The Bill was one of many announced in the Queen’s speech at the state opening of Parliament in May, and if enacted, will enhance consumer rights by making them easier to understand and streamline complex areas of consumer legislation into a single bill.

However, the Confederation of British Industry, speaking for some 240,000 businesses that together employ around a third of the private sector workforce, has highlighted the dangers behind a provision that allows members of the public, businesses or consumers to bring collective actions on an opt out basis.

Matthew Fell, the CBI director for competitive markets, said: ‘We will resist any efforts to introduce US-style class-actions into consumer redress, which risks fuelling a litigation culture and making the UK a worse place to do business.

‘Consumer law should be fit for the digital age but any changes must be properly scrutinised before they are put into practice.’

Hogan Lovells partner and product liability specialist Rod Freeman says they are right to be cautious. ‘It could lead to more litigation and that’s the greatest concern,’ Freeman said.

Speaking to Legal Business, he added: ‘The great concern is these measures on this side of the Atlantic are expressly intended to avoid the excesses that you see in the US class action regime, but the practical reality is the kind of infrastructure that’s been described is naturally going to attract those excesses.
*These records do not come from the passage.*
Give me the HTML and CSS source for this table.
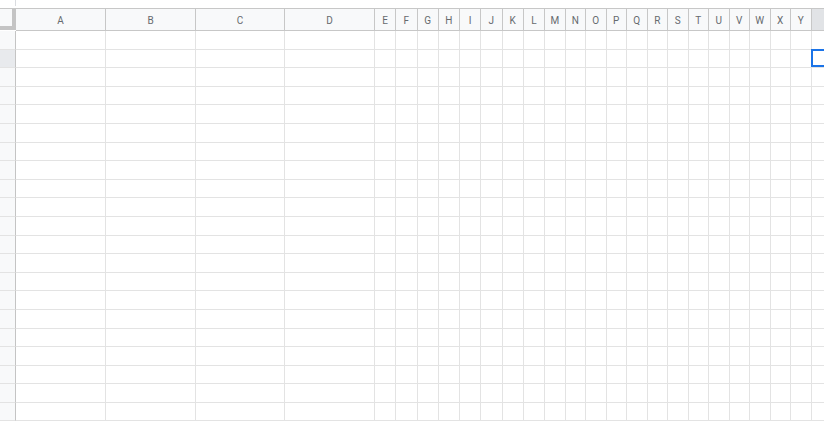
FILE: index.html
```html
<!DOCTYPE html>
<html>
<head>
<meta charset="utf-8">
<link rel="stylesheet" href="styles.css">
</head>
<body>
<div class="sheet">
  <div class="topstrip"><div class="topcorner"></div><div class="topfill"></div></div>
  <div class="grid" id="grid"></div>
</div>
<script src="app.js"></script>
</body>
</html>
```
FILE: styles.css
```css
* { box-sizing: border-box; }
html, body { margin: 0; padding: 0; background: #fff; overflow: hidden; }
body { width: 824px; height: 421px; font-family: Roboto, "Noto Sans", sans-serif; }
.sheet { width: 824px; height: 421px; overflow: hidden; }
.topstrip { display: flex; height: 9px; border-bottom: 1px solid #c7c7c7; }
.topcorner { width: 16px; height: 6px; border-right: 1px solid #dadce0; }
.topfill { flex: 1; }
.grid {
  display: grid;
  grid-template-columns: 16px 90px 90px 89px 90px repeat(8, 21.25px) repeat(13, 20.5px) 60px;
  grid-template-rows: 22px;
  grid-auto-rows: 18.6px;
  width: 900px;
}
.cell { border-right: 1px solid #e3e3e3; border-bottom: 1px solid #e3e3e3; background: #fff; position: relative; }
.colhead {
  background: #f8f9fa; border-right: 1px solid #c7c7c7; border-bottom: 1px solid #c7c7c7;
  display: flex; align-items: center; justify-content: center;
  font-size: 10px; color: #666a6e; padding-top: 1px;
}
.colhead.sel { background: #e1e3e6; }
.corner {
  background: #f8f9fa; border-right: 4px solid #c4c4c4; border-bottom: 4px solid #c4c4c4;
  margin-bottom: 1px;
}
.rowhead { background: #f8f9fa; border-right: 1px solid #c4c4c4; border-bottom: 1px solid #e3e3e3; }
.rowhead.sel { background: #e8eaed; }
.active::after {
  content: ""; position: absolute; left: -1px; top: -1px; right: -40px; bottom: 0;
  border: 2px solid #1a73e8;
}
```
FILE: app.js
```js
const cols = ["A","B","C","D","E","F","G","H","I","J","K","L","M","N","O","P","Q","R","S","T","U","V","W","X","Y",""];
const g = document.getElementById("grid");
let html = '<div class="corner"></div>';
cols.forEach((c) => {
  html += '<div class="colhead' + (c === "" ? " sel" : "") + '">' + c + '</div>';
});
for (let r = 1; r <= 22; r++) {
  html += '<div class="rowhead' + (r === 2 ? " sel" : "") + '"></div>';
  cols.forEach((c) => {
    html += '<div class="cell' + (r === 2 && c === "" ? " active" : "") + '"></div>';
  });
}
g.innerHTML = html;
```
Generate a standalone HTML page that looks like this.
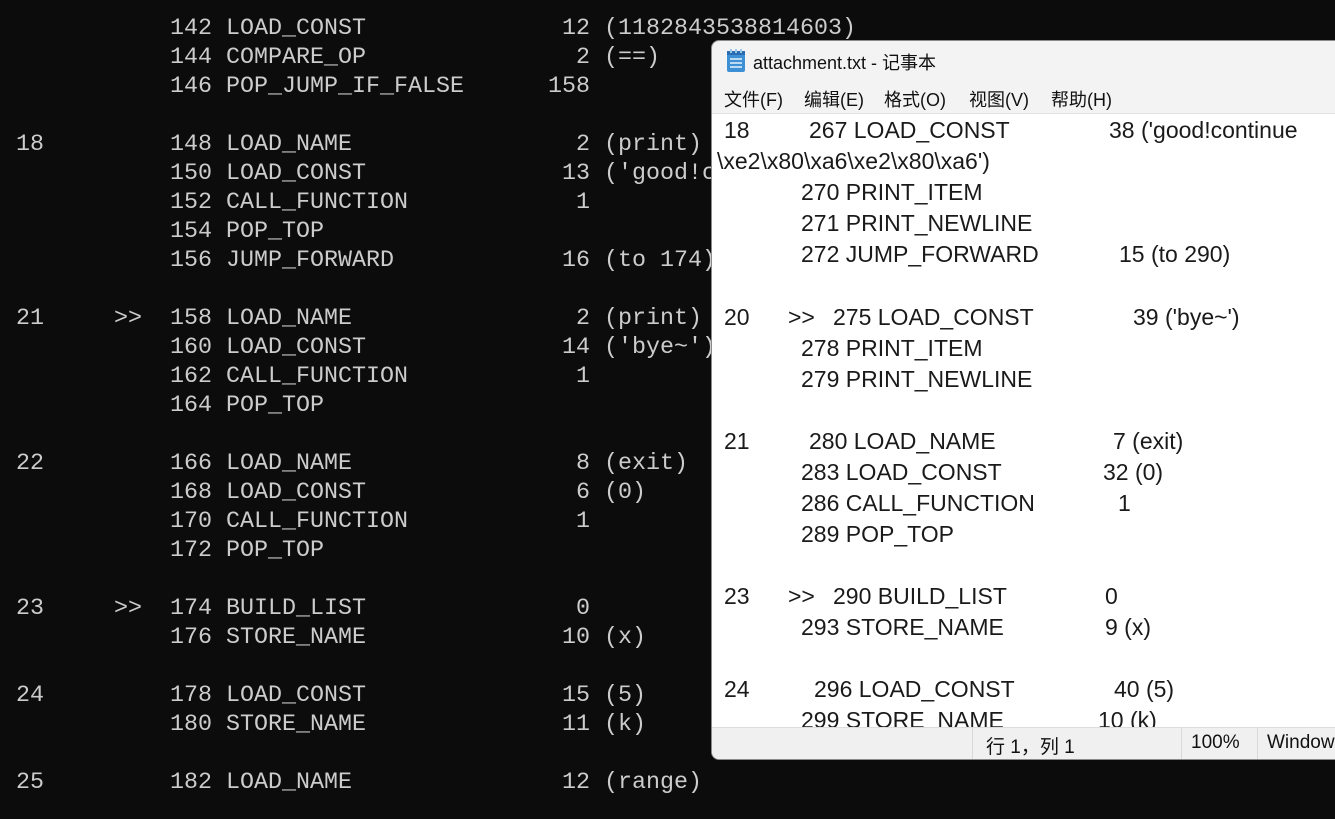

There are real questions on whether the safeguards being put in place will be effective.’

Few question that reform of the out of date consumer protection framework is necessary and consumer minister Jo Swinson said: ‘For too long, the rules that apply when buying goods and services have been murky for both consumers and businesses.’

This situation has worsened in the digital age, and the Bill specifically covers consumers’ ability to claim for faulty digital content, including film and music downloads, online games and e-books replaced.

Oliver Bray, commercial, IT and technology partner at Reynolds Porter Chamberlain said: ”There is lots of overlap and uncertainty with legislation including the sale of goods act which is now 30 years old. The messy backdrop is a complex patchwork of legislation. What was slightly bizarre is you have a consumer buying a CD with more protection than someone who is downloading music online.

‘This is going to be good for everyone. It’s simplifying and clarifying, and hopefully will make us more competitive. We are moving to a more sane world where digital content in particular is covered and there’s clearer lines of redress for services than before.’

Freeman added: ‘The area of consumer law in the UK is a mess. One of the great challenges is for the legalisation to keep up with changes in technology and changes in practices in the market. It’s important that it’s coherent, understandable legislation in dealing with digital content as much as it’s important for tangible goods and for services.’

Elsewhere, trading standards officers will be required to provide reasonable notice to businesses before carrying out routine inspections, as well as speedier and faster remedies for businesses that have been disadvantaged by breaches in competition law.

Consumers currently spend more than 59 million hours every year dealing with goods and services problems, according to a government statement published. The hope is that the new measures will reduce the effort consumers and businesses have to make to resolve problems.